Transporting this feeling into Pathfinder will be harder, but doable – making the surroundings such that it becomes advantageous to notice what’s available to your use there, and forcing everyone to move around are a good start. And as I’ll be redoing most of the creatures and enemies anyways, I’ll have to add some forced movement into their special actions. Some are simple, like the goblin who moves whenever an attack misses or the ogre whose blows push the characters a couple of squares away from them. Other things will need some serious thought and planning, like marking or reactive powers for some monsters.

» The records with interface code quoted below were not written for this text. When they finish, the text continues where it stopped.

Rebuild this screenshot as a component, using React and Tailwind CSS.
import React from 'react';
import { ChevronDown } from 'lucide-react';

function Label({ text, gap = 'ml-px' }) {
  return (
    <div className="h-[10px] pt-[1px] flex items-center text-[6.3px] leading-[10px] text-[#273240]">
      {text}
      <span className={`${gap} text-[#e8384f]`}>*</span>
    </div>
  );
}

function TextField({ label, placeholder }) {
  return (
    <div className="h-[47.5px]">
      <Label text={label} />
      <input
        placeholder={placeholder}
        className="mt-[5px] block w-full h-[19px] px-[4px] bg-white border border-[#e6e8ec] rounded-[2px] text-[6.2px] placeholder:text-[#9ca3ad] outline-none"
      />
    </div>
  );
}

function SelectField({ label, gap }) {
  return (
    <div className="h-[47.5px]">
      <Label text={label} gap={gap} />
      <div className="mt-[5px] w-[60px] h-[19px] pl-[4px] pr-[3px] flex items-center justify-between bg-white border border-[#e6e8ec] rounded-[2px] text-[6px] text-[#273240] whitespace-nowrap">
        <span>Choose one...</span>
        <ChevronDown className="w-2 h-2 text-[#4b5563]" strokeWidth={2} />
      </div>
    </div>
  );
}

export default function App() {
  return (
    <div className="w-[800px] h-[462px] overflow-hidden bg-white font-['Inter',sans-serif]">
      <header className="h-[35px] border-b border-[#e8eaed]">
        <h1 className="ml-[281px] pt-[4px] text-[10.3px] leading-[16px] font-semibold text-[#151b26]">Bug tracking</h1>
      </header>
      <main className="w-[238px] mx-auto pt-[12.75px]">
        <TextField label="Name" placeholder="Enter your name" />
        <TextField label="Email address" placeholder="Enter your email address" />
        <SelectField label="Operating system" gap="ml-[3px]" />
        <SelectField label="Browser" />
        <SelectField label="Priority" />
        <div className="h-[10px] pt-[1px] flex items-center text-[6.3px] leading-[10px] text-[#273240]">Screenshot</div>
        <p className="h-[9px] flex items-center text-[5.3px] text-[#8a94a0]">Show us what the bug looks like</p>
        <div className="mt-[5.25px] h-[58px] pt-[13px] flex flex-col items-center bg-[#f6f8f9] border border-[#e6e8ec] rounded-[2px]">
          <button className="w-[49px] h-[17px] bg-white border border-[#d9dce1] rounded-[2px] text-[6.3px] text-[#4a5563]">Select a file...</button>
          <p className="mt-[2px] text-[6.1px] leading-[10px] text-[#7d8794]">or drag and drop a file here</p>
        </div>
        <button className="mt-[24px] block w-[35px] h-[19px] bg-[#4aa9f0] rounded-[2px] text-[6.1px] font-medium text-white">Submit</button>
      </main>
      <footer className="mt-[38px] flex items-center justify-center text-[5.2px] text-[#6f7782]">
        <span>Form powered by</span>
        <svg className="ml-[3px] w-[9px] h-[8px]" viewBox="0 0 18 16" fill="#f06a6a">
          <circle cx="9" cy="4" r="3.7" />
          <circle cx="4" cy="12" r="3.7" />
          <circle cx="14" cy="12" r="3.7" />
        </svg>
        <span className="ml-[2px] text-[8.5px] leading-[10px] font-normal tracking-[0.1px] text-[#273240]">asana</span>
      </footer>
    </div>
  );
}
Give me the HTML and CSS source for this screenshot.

Encounters need objectives

Sort of close to the previous two. And really not something that’s anywhere near exclusive to the 4th Edition, but something that got really highlighted by it. Just hitting things with swords is really boring. But if you have to make sure you get past the enemies before the cave collapses, that’s completely another reason to fight them. Or there is a summoning ritual going on that needs to be stopped. Or you have to convince the enemies that you’re really not their enemies before they kill you – all while not damaging them.

Encounters that can be failed even if the player characters don’t end up dead are really that much more fun. They make doing the sword dance worthwhile time after time. Even if you fail, you’ve tried, and maybe have a better motivation to do better next time. It isn’t really much of a game, if the possible results from a fight are: a) players die, game ends or b) players survive, plot continues as the GM plans.

Since this one isn’t really about the system, but the attitude towards Encounter design, it’ll be the easiest to implement into a Pathfinder game. Just takes work to make every moment count.